Improving data literacy to support ethical and responsible decision-making
This video is a part of the FCAI success stories series. In the video series, we explain why fundamental research in AI is needed, and how research results create solutions to the needs of people, society and companies.
Big data analytics, machine learning and AI have created unprecedented possibilities for using data in a way that benefits us all – but there are also many possibilities for doing harm.
“Technology is advancing from laboratories to society, but is our society ready for this? Can citizens and decision-makers understand data and AI, and utilize data analysis tools responsibly, ethically, and for the benefit of us all?”, asks Karoliina Snell, interaction coordinator of DataLit.
DataLit is an interdisciplinary collaboration between social sciences, law, and AI methods, that aims at understandable and trustworthy practices for utilising Finnish health, social, and welfare data. It brings together people from many different fields.
“We need discussion between many experts and fields of science, like computer science, sociology, law, and cognitive science. We need tools and understanding on many levels”, says Snell.
DataLit wants to raise awareness about the need for data literacy. It approaches this by busting myths and common misunderstandings about data.
Ethical problems with data
The data sets around us do not always represent the whole population they claim to represent; for instance, a data set might not include data from minorities or all socio-economic groups.
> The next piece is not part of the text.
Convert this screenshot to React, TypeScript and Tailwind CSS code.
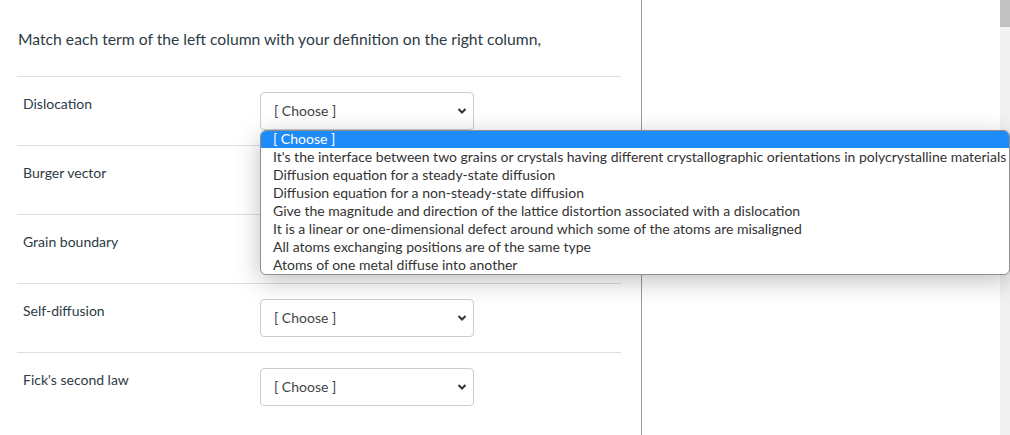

A well-known example comes from facial recognition software, the training data for which has often been composed mainly of white men. Consequently, there have been problems with recognizing people of colour. Data bias can produce inequality, and in worst cases, racism and discrimination.
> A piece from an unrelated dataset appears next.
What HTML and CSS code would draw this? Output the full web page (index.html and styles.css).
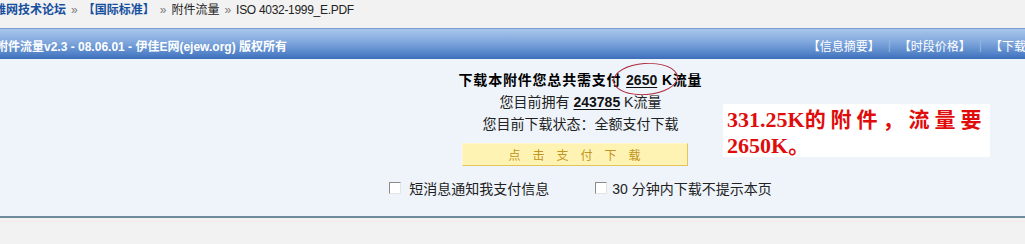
FILE: index.html
```html
<!DOCTYPE html>
<html lang="zh">
<head>
<meta charset="utf-8">
<title>附件流量</title>
<link rel="stylesheet" href="styles.css">
</head>
<body>
<div class="page">
  <div class="crumbs">
    <a class="crumb-strong" href="#">雅网技术论坛</a>
    <span class="sep">»</span>
    <a class="crumb-strong" href="#">【国际标准】</a>
    <span class="sep">»</span>
    <span>附件流量</span>
    <span class="sep">»</span>
    <span class="file">ISO 4032-1999_E.PDF</span>
  </div>

  <div class="box">
    <div class="head">
      <span class="title">附件流量v2.3 - 08.06.01 - 伊佳E网(ejew.org) 版权所有</span>
      <span class="links">
        <a href="#">【信息摘要】</a><span class="bar">|</span><a href="#">【时段价格】</a><span class="bar">|</span><a href="#">【下载记录】</a>
      </span>
    </div>
    <div class="body">
      <div class="center">
        <p class="line need">下载本附件您总共需支付 <u class="num">2650</u> K流量</p>
        <p class="line">您目前拥有 <u class="num">243785</u> K流量</p>
        <p class="line">您目前下载状态：全额支付下载</p>
        <button class="pay" type="button">点击支付下载</button>
        <div class="checks">
          <label class="check"><span class="cb"></span><span class="lbl">短消息通知我支付信息</span></label>
          <label class="check second"><span class="cb"></span><span class="lbl">30 分钟内下载不提示本页</span></label>
        </div>
      </div>
      <div class="ring"></div>
      <div class="note">331.25K<span class="cjk">的附件，流量要</span><br>2650K<span class="cjk">。</span></div>
    </div>
  </div>
  <div class="foot"></div>
</div>
</body>
</html>
```

FILE: styles.css
```css
html, body {
  margin: 0;
  padding: 0;
  background: #f2f2f2;
  overflow: hidden;
}

body {
  font-family: "Liberation Sans", "Noto Sans CJK SC", sans-serif;
  font-size: 12px;
  color: #222;
}

.page {
  margin-left: -8px;
  width: 1100px;
}

.crumbs {
  height: 20px;
  line-height: 20px;
  padding-left: 2px;
  display: flex;
  gap: 5px;
  color: #222;
  white-space: nowrap;
}

.crumbs a {
  text-decoration: none;
}

.crumb-strong {
  color: #174f9e;
  font-weight: bold;
}

.sep {
  color: #7a7a7a;
}

.file {
  letter-spacing: -0.3px;
}

.box {
  margin-top: 8px;
  border-bottom: 2px solid #6f8a9c;
}

.head {
  height: 31px;
  border-top: 1px solid #7a9ccc;
  background: linear-gradient(#a9c6ec 0%, #7ea6dc 45%, #4f80c6 85%, #3d6dba 100%);
  display: flex;
  align-items: center;
  color: #fff;
  white-space: nowrap;
  padding-top: 2px;
  box-sizing: border-box;
}

.title {
  font-weight: bold;
  padding-left: 4px;
}

.links {
  margin-left: auto;
  padding-right: 30px;
  display: flex;
  align-items: center;
}

.links a {
  color: #fff;
  text-decoration: none;
}

.bar {
  color: #9ab6dc;
  margin: 0 8px 0 8px;
}

.body {
  position: relative;
  background: #eef4fa;
  height: 157px;
  box-sizing: border-box;
  padding-top: 10px;
}

.center {
  display: flex;
  flex-direction: column;
  align-items: center;
  padding-left: 144px;
  width: 1033px;
  box-sizing: border-box;
}

.line {
  margin: 0;
  height: 22px;
  line-height: 22px;
  font-size: 14px;
  color: #222;
  white-space: nowrap;
}

.need {
  font-weight: bold;
  color: #000;
  letter-spacing: 0.8px;
}

.num {
  font-weight: bold;
  text-decoration: underline;
  text-underline-offset: 2px;
  color: #111;
  letter-spacing: 0;
}

.pay {
  margin-top: 8px;
  margin-right: 12px;
  width: 226px;
  height: 23px;
  background: #fff3b4;
  border: 1px solid #fff6cc;
  border-right-color: #e2c35e;
  border-bottom-color: #e2c35e;
  color: #bf9420;
  font-family: "Noto Sans CJK SC", sans-serif;
  font-size: 12px;
  letter-spacing: 12px;
  padding: 0 0 0 12px;
  line-height: 20px;
}

.checks {
  margin-top: 12px;
  display: flex;
  gap: 46px;
  height: 20px;
  align-items: center;
  font-size: 14px;
  white-space: nowrap;
}

.check {
  display: flex;
  align-items: center;
  gap: 8px;
}

.check.second {
  gap: 5px;
}

.cb {
  width: 10px;
  height: 10px;
  background: #fff;
  border-top: 1px solid #8a8a8a;
  border-left: 1px solid #8a8a8a;
  border-right: 1px solid #e4e4e4;
  border-bottom: 1px solid #e4e4e4;
}

.ring {
  position: absolute;
  left: 621px;
  top: 4px;
  width: 63px;
  height: 30px;
  border: 1px solid #b02c3c;
  border-radius: 50%;
  transform: rotate(-4deg);
}

.note {
  position: absolute;
  left: 731px;
  top: 45px;
  width: 267px;
  height: 53px;
  box-sizing: border-box;
  padding: 2px 0 0 4px;
  background: #fff;
  color: #e00c0c;
  font-family: "Liberation Serif", "Noto Sans CJK SC", serif;
  font-weight: bold;
  font-size: 22px;
  line-height: 25px;
  white-space: nowrap;
}

.note .cjk {
  font-family: "Noto Sans CJK SC", sans-serif;
  font-size: 21px;
  letter-spacing: 5px;
}

.foot {
  margin-top: 3px;
  height: 1px;
  background: #f6e8e8;
}
```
“Another ethical problem is not related to how machines learn and interpret data, but to how we humans understand it. If we don’t know how models, algorithms and databases are constructed, or cannot interpret numbers or visualisations, we cannot make responsible and informed decisions”, says Snell.
The project also analyses key ethical concepts such as privacy. To find out whether there is a constant trade-off between privacy and the effective use of data, it is necessary to both understand how tools like machine learning and differential privacy work, and to grasp the details of legal regulation as well as citizens’ beliefs about legitimate uses of data.
“Securing privacy is highly important, but even if we can guarantee privacy, people might not want to share their information to all uses”, says Snell.
Aiming at good data governance
The DataLit project develops understandable and trustworthy practices for processing, analysing, and utilising Finnish health, social, and welfare data. For example, the project develops concrete methods for creating anonymised synthetic data in order to make the use of personal data in various tasks easier.
"Good data governance requires both an understanding of what data is and a grasp of the complex socio-legal-technical issues related to it”, says Petri Ylikoski, the leader of the DataLit consortium and professor at the University of Helsinki.
According to Ylikoski, the organizations that have our data must be transparent and responsible in how they take care of it. Nevertheless, also citizens and decision-makers have to understand what they are dealing with. In other words, both need data literacy.
"Ultimately, improved data literacy means better decision-making, more realistic expectations about the possibilities of data analytics, and sharper critical discourse on the future dangers of these technologies.”, Ylikoski summarizes the purpose of the project.
DataLit was granted a major Academy of Finland funding. The first phase of the DataLit project will take three years and its total budget is € 3.9 million. In addition to the University of Helsinki and Aalto University, the University of Eastern Finland and several other cooperative partners are involved in the project.